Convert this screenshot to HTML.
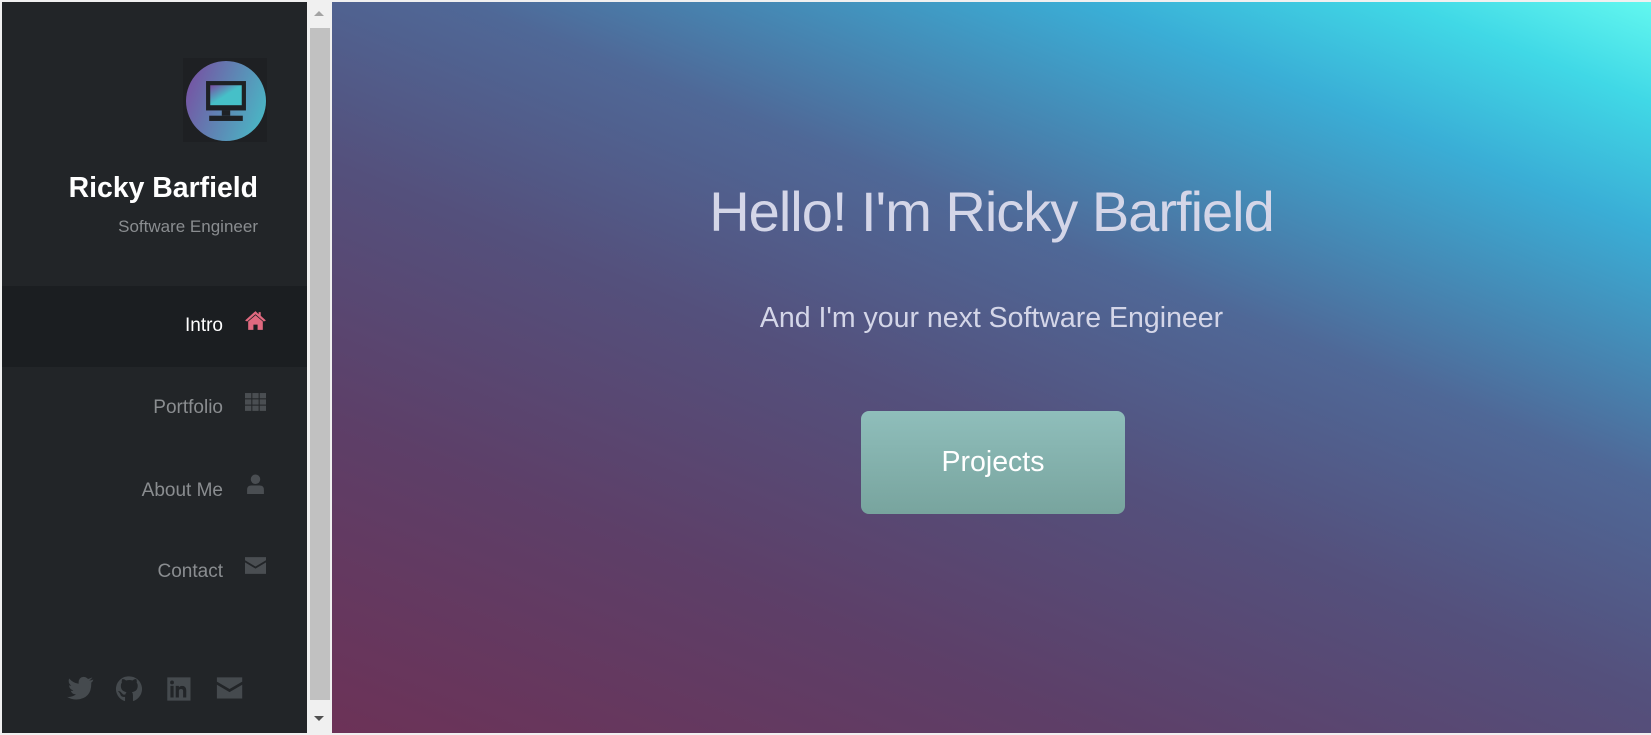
* * *
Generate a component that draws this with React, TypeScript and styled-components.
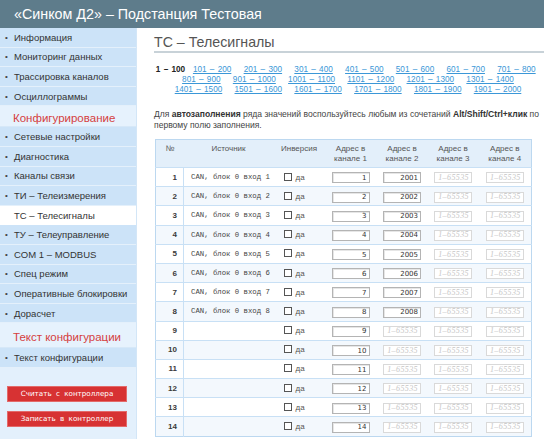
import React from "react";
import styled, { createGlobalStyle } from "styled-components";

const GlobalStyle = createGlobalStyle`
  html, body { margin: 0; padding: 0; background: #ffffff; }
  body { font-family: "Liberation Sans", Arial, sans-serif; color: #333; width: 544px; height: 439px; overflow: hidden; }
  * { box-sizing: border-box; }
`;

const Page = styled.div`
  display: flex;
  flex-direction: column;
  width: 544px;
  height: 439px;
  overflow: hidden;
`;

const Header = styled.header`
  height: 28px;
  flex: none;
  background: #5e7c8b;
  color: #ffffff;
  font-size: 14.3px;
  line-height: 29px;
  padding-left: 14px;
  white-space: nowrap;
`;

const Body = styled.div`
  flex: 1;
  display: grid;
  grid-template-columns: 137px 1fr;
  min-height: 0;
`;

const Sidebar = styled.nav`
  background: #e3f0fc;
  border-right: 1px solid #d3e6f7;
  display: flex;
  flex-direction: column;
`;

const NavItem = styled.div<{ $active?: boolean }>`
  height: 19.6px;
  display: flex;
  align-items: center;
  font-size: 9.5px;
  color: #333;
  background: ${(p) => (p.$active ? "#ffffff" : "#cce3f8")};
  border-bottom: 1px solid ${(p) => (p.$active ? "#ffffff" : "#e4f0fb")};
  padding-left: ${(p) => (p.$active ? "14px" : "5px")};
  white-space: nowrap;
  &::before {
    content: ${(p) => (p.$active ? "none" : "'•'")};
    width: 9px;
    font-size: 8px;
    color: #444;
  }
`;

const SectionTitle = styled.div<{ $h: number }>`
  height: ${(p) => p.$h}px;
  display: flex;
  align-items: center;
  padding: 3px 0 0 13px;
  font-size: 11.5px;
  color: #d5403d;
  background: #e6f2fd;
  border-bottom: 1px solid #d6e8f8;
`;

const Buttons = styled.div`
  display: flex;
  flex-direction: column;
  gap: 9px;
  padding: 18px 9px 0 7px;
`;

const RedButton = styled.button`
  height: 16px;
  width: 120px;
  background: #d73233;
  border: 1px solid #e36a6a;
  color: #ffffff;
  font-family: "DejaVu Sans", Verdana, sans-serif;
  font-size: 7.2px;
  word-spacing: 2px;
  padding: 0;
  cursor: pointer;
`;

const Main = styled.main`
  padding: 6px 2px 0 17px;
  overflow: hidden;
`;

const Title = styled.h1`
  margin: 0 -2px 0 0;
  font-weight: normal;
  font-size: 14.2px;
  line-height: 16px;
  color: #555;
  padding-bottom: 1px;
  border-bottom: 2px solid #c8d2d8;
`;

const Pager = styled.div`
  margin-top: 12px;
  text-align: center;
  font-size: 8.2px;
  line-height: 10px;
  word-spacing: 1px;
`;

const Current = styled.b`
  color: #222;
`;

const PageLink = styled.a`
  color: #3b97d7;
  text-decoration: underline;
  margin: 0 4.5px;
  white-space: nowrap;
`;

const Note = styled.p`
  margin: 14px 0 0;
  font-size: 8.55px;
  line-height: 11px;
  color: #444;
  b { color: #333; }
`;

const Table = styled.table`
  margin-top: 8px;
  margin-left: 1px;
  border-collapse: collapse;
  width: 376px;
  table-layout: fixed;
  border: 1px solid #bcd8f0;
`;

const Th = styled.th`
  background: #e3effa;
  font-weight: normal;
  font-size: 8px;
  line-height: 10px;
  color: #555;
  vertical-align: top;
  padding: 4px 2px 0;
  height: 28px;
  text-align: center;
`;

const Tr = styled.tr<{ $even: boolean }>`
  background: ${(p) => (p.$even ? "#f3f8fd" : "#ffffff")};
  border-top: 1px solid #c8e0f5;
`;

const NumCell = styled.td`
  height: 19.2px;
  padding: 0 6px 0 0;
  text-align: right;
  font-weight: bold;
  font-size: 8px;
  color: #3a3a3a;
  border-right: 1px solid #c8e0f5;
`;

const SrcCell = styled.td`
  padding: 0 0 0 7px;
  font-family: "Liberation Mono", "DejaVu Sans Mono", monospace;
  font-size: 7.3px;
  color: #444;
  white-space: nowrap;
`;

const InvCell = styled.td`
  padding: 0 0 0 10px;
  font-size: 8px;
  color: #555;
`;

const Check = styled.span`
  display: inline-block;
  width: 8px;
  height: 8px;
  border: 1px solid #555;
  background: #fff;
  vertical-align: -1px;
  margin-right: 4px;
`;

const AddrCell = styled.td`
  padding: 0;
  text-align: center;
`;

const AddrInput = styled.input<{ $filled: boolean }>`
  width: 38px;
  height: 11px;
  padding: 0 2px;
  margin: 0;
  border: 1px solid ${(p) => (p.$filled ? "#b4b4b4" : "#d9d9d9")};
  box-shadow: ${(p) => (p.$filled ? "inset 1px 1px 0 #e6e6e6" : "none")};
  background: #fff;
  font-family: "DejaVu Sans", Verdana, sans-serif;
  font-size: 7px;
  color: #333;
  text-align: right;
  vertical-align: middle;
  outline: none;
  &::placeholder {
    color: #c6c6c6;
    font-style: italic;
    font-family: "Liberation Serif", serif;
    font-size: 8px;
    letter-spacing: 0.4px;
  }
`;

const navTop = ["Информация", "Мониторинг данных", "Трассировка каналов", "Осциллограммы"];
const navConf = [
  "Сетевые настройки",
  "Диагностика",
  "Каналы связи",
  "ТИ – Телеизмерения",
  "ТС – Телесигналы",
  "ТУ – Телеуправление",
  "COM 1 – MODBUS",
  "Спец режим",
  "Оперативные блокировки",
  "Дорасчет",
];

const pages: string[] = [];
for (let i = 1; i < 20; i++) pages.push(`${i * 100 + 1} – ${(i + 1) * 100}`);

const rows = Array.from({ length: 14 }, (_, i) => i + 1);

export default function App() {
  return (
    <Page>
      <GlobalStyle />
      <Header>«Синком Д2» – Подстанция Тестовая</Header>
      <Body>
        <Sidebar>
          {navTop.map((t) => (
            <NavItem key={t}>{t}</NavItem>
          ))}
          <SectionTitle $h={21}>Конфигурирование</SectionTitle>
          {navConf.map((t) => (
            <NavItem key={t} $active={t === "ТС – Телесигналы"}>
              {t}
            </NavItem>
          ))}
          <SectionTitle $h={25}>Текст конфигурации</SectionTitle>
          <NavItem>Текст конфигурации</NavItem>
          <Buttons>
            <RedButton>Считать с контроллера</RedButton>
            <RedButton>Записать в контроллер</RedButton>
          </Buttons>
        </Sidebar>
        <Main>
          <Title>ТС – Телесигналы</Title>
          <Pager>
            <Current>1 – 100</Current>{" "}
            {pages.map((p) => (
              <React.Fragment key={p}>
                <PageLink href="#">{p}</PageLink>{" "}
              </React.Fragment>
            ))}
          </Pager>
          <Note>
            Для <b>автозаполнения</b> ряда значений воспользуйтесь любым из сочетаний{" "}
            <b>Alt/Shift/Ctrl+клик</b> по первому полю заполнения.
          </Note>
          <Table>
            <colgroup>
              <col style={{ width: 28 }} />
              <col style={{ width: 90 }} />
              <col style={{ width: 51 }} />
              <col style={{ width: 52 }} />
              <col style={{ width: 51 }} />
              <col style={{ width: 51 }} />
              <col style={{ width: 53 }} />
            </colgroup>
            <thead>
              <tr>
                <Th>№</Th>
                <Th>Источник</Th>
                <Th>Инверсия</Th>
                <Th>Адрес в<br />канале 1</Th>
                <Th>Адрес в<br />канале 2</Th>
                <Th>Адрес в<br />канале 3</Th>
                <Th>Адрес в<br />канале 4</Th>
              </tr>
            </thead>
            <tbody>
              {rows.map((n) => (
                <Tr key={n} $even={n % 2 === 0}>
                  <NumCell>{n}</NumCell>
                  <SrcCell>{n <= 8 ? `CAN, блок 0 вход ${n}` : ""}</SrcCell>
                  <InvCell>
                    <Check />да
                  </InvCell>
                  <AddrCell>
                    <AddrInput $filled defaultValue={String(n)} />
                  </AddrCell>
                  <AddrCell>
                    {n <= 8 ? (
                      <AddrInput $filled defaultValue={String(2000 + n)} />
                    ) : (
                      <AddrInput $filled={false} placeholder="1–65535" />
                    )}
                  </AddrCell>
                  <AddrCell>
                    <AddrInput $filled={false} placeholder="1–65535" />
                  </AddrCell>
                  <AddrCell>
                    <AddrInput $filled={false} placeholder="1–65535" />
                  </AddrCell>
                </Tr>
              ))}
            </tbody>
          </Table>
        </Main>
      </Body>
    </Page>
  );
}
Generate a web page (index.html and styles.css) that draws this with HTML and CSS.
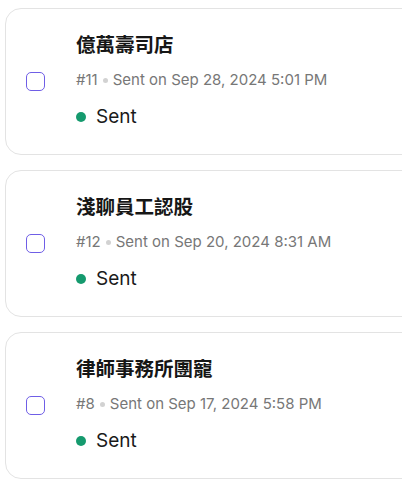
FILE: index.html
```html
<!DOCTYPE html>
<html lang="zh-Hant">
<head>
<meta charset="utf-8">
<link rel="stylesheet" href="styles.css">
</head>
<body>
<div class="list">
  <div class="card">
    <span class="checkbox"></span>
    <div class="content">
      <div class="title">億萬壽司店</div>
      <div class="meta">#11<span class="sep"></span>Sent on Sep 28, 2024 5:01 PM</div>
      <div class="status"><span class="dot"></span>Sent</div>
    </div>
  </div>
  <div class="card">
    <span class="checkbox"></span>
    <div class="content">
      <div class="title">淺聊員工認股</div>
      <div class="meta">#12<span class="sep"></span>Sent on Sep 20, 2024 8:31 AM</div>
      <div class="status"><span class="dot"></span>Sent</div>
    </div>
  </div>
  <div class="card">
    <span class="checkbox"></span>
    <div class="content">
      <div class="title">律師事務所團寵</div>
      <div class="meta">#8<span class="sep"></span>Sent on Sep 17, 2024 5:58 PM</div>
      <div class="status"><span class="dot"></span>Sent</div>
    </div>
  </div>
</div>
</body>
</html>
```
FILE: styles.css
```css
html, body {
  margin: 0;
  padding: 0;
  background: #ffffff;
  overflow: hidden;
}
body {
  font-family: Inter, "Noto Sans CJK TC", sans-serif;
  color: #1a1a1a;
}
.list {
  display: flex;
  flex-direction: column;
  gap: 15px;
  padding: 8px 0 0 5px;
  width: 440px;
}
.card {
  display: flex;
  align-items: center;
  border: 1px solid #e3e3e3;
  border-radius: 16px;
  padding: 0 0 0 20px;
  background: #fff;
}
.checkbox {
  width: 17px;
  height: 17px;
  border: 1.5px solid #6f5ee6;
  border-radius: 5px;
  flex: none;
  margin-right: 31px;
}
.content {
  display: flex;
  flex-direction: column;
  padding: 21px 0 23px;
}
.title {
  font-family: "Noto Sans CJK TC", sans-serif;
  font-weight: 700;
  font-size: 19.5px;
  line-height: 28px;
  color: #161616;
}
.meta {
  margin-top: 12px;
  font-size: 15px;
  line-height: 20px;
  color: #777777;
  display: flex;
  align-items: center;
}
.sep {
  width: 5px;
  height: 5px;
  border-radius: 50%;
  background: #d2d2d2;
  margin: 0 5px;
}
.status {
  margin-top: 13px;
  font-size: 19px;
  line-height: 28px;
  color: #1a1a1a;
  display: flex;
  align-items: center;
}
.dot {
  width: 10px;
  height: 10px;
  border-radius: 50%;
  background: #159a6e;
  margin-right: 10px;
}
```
...
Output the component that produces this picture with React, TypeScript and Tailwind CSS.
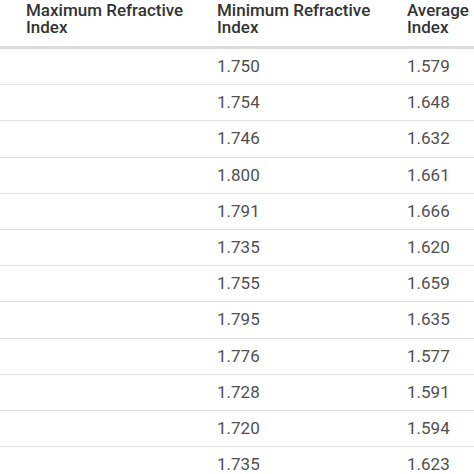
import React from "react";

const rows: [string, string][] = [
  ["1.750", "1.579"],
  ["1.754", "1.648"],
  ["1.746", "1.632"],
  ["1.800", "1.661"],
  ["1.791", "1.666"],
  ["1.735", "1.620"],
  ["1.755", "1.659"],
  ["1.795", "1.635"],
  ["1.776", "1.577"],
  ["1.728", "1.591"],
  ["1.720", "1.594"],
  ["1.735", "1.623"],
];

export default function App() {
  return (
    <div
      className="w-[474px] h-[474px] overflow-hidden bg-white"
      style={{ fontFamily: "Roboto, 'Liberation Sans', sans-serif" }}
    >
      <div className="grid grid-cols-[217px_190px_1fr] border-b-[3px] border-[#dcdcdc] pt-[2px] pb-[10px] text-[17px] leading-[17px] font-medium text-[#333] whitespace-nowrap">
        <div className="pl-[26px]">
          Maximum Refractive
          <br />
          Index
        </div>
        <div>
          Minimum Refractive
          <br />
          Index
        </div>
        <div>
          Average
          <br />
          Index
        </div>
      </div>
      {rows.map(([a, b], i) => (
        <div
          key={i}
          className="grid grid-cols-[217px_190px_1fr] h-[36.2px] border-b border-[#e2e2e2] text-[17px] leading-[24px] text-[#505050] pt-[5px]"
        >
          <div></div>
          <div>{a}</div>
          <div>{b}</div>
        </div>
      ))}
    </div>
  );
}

# WHAT YOU NEED TO DO
Extract each line from the entries above that contains the string "Generate".

# TASK RESULT
Generate a component that draws this with React, TypeScript and styled-components.
Generate a web page (index.html and styles.css) that draws this with HTML and CSS.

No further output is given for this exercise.